• _Request_:
In the entries that follow, how many lines contain the word "this"? Answer with the number only.

• _Data provided_:
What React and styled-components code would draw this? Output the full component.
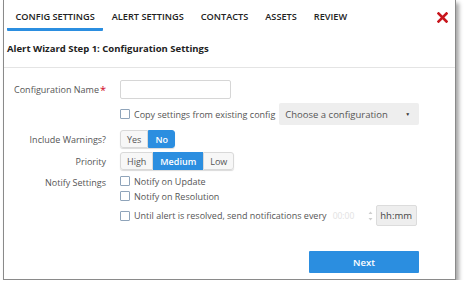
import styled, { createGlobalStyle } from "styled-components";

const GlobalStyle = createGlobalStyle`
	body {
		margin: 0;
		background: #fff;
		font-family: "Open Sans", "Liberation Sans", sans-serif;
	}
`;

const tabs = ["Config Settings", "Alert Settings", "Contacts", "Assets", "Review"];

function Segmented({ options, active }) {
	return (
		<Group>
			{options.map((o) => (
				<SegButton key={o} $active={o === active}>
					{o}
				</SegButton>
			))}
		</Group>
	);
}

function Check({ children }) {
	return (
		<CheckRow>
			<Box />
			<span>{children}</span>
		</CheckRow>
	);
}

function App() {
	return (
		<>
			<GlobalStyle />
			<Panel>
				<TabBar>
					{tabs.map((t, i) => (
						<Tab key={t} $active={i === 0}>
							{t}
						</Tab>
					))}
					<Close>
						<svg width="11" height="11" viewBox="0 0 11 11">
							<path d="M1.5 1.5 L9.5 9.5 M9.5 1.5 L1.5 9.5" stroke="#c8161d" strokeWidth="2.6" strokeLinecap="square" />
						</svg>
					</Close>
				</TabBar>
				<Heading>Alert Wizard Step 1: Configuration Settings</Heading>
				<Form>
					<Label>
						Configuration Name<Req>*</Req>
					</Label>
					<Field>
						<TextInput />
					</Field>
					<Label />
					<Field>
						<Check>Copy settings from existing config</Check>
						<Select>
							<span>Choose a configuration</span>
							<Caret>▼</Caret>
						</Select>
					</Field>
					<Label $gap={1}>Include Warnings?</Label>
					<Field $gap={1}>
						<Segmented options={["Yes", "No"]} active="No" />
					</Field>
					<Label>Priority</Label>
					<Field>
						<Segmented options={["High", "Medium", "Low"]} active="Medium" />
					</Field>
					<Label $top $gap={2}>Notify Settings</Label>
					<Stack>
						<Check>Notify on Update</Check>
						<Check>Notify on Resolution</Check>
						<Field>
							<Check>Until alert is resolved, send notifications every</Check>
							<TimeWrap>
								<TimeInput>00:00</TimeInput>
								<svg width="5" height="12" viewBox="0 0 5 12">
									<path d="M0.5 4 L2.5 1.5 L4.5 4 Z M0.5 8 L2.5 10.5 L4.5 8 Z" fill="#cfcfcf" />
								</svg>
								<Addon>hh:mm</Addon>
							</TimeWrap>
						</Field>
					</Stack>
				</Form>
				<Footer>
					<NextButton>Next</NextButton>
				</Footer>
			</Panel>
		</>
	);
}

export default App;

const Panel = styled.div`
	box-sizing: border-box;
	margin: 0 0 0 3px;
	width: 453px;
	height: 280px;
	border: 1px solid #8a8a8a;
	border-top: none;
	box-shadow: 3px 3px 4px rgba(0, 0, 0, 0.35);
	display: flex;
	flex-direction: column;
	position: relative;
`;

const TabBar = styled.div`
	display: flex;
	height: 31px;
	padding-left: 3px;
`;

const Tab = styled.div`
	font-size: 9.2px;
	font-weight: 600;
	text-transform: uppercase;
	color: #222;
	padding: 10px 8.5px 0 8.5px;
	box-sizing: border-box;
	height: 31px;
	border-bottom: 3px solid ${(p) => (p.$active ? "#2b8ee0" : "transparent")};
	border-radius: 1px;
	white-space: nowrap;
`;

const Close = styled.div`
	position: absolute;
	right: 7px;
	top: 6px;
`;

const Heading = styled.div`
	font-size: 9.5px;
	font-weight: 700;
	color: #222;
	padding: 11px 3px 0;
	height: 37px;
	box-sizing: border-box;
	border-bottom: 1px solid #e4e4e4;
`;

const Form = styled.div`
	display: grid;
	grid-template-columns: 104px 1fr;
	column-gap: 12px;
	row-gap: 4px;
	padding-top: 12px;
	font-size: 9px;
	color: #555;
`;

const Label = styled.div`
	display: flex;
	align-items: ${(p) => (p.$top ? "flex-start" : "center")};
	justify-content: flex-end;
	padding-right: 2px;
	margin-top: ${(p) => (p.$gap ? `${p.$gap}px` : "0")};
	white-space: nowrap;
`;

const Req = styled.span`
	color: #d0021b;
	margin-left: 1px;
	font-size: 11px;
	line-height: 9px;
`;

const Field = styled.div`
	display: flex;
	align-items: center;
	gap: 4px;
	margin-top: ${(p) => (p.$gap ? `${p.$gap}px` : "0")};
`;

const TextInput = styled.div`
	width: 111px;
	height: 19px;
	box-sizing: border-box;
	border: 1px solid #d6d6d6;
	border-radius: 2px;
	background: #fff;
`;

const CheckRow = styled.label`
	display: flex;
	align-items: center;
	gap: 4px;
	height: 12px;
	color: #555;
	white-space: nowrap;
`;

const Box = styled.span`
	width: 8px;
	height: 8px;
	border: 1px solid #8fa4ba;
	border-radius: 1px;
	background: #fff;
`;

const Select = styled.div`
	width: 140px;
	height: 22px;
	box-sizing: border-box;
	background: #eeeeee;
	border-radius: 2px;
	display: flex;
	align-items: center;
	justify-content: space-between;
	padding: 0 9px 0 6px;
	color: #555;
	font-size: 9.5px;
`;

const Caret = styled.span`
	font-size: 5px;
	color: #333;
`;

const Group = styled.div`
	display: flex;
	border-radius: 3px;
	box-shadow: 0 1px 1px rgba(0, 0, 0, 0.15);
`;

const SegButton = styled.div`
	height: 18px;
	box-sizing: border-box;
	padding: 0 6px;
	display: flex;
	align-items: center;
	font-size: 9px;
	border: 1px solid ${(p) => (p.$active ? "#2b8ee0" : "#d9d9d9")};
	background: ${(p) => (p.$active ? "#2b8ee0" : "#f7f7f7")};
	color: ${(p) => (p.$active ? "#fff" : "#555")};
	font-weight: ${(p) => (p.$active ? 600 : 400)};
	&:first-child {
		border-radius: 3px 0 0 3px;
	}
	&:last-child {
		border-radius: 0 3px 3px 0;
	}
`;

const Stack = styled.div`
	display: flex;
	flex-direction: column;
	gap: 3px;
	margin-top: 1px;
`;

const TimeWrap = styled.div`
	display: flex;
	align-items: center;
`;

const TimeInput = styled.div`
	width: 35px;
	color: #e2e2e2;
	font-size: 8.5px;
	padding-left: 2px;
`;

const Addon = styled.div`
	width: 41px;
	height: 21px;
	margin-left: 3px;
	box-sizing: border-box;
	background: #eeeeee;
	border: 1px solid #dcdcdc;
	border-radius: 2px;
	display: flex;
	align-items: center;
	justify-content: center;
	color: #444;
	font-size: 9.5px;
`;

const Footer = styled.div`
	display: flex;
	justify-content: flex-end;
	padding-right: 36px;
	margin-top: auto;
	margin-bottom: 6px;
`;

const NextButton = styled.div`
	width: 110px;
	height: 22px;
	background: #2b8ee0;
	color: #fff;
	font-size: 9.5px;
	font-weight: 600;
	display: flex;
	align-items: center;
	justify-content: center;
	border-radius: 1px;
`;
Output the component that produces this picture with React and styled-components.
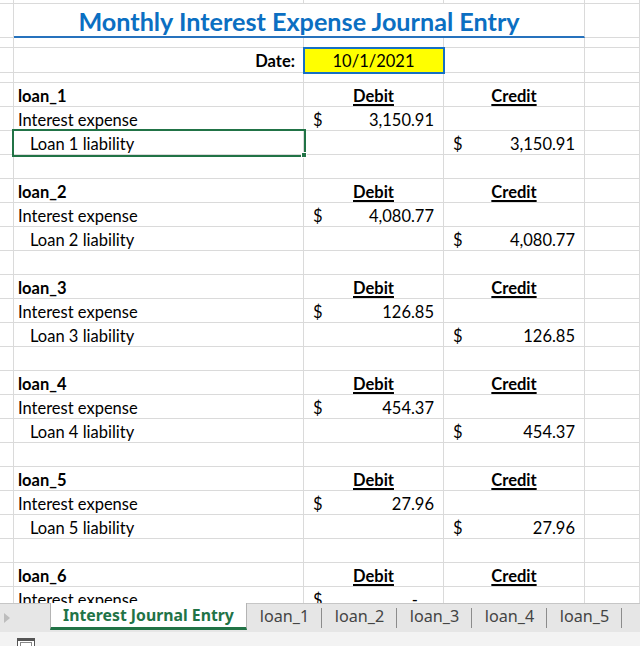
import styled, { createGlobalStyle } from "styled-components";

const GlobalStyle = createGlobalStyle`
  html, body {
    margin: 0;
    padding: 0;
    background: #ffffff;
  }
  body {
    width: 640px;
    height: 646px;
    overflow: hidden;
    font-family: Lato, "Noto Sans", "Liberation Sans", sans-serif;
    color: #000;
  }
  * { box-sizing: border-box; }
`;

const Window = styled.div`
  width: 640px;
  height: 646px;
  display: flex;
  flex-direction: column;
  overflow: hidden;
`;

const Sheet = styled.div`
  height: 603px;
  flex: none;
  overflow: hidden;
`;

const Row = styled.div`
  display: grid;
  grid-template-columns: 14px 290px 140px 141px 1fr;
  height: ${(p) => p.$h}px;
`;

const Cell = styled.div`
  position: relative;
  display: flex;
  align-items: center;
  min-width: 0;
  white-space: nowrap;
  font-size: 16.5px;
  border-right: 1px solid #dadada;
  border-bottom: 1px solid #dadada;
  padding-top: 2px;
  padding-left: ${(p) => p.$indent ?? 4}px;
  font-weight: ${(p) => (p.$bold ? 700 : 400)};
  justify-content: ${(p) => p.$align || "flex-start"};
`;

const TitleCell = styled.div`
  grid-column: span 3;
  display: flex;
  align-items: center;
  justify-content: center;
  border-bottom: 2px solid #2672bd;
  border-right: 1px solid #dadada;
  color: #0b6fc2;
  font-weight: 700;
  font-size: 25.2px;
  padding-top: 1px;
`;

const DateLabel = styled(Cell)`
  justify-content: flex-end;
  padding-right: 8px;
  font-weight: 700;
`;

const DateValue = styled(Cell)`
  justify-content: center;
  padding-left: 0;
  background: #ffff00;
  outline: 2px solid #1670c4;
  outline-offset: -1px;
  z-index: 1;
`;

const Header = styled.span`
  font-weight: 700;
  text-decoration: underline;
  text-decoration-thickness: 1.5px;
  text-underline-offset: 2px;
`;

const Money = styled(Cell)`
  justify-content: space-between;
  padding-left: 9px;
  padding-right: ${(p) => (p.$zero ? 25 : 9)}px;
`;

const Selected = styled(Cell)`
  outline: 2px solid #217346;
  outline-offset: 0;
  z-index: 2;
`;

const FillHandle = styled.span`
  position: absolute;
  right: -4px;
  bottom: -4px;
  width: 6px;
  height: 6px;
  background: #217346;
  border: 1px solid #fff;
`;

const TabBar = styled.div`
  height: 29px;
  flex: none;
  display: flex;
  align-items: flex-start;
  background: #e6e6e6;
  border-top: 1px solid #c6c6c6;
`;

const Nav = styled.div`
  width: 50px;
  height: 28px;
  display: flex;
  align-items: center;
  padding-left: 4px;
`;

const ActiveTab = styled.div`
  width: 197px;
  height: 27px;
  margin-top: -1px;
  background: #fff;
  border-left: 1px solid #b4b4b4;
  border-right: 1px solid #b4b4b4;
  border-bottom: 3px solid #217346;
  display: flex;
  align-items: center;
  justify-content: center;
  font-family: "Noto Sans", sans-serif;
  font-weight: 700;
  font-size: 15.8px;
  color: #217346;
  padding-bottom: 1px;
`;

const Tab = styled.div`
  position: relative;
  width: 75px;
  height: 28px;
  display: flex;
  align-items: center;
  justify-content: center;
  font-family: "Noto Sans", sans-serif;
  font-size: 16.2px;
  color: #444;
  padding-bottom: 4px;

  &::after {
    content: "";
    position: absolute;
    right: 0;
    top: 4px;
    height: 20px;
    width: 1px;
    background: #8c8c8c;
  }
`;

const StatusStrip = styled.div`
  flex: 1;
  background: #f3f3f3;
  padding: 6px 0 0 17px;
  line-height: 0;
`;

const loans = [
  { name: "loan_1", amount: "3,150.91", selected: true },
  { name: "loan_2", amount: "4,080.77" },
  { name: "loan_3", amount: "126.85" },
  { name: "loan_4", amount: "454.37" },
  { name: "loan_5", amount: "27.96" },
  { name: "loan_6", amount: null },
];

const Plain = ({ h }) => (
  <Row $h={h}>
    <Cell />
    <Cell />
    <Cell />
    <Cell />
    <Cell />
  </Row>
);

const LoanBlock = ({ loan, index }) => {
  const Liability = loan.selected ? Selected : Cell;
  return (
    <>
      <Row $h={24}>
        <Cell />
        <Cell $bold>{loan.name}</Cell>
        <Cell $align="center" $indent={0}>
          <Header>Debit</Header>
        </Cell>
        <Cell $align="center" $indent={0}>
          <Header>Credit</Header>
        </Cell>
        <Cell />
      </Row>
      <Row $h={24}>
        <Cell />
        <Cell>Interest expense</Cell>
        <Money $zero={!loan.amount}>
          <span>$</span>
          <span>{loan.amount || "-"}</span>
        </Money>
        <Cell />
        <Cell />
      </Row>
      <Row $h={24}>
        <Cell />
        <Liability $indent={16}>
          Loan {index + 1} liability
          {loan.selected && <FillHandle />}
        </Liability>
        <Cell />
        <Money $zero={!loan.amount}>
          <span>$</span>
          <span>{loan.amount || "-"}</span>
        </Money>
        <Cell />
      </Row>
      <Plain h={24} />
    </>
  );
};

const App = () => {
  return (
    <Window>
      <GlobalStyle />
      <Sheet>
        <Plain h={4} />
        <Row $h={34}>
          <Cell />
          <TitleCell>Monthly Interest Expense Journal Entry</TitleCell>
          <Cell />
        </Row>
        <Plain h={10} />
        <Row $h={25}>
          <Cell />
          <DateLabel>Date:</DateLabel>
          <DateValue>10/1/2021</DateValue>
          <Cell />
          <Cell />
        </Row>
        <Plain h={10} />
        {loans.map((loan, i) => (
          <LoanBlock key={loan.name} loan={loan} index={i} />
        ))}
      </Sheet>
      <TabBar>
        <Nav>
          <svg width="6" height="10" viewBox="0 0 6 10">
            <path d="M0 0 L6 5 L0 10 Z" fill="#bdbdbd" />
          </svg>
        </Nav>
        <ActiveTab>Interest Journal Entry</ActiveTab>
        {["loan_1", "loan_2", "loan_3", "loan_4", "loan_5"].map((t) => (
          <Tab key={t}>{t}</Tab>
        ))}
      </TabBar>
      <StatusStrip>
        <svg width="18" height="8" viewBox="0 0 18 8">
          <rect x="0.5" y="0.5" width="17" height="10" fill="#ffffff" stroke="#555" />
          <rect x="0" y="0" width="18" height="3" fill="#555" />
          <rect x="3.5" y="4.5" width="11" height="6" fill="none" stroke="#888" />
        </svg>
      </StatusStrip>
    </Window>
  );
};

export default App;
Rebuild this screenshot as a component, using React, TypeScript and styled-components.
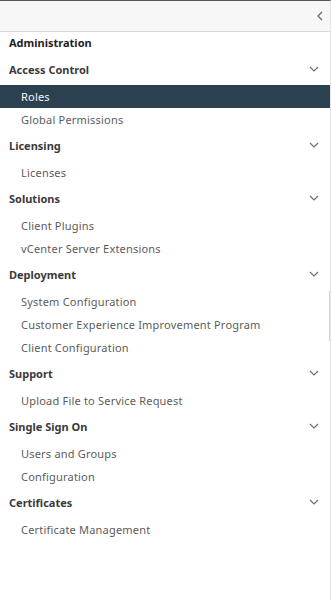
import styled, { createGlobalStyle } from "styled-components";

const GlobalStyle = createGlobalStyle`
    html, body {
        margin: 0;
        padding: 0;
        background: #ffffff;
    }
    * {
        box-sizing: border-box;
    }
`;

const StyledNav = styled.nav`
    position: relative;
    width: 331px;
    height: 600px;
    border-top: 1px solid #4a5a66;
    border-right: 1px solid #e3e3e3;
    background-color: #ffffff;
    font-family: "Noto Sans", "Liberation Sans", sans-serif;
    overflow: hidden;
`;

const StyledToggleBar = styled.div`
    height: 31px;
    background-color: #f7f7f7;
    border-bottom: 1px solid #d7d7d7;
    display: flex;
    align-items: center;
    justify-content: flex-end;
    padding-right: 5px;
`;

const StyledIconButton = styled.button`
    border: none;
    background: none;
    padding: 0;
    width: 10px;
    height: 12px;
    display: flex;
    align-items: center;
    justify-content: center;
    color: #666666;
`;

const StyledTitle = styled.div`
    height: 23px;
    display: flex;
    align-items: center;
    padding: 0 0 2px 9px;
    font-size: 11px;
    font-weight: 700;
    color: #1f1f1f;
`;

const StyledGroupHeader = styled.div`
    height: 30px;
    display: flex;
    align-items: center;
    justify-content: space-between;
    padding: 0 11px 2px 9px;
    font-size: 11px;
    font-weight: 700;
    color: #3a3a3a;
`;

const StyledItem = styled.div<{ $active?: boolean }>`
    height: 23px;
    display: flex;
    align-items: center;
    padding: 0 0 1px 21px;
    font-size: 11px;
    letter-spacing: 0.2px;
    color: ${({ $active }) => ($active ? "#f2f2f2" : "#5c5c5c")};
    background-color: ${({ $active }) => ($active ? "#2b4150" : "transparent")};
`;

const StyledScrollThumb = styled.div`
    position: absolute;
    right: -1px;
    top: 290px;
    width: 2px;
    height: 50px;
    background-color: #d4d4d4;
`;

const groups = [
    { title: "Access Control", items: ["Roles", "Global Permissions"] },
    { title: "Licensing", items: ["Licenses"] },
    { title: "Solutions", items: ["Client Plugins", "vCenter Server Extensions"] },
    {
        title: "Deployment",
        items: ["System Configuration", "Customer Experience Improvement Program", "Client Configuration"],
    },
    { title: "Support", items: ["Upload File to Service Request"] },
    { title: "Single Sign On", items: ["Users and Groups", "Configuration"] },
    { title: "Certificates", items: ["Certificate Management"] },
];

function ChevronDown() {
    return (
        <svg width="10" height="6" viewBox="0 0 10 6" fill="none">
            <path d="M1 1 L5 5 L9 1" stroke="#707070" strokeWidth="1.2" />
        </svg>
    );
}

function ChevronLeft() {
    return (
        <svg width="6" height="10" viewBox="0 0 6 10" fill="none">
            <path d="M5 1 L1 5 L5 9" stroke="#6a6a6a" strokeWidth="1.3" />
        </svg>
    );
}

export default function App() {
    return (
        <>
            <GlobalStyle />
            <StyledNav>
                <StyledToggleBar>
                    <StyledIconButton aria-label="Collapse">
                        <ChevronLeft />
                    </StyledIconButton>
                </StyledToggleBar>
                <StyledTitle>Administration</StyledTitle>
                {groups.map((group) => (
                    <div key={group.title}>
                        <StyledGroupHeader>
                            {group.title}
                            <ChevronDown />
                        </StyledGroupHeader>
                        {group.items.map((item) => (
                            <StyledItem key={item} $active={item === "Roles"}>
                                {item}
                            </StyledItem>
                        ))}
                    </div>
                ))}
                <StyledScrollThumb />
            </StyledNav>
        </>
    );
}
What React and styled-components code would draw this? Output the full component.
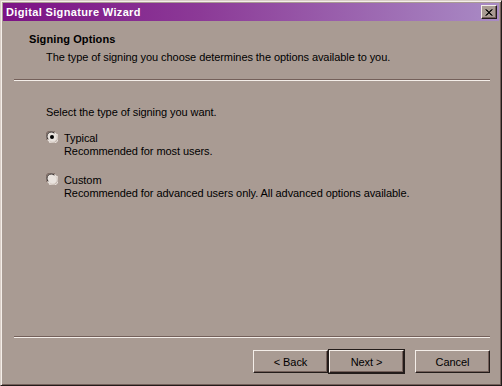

• _Response to the exercise_:
4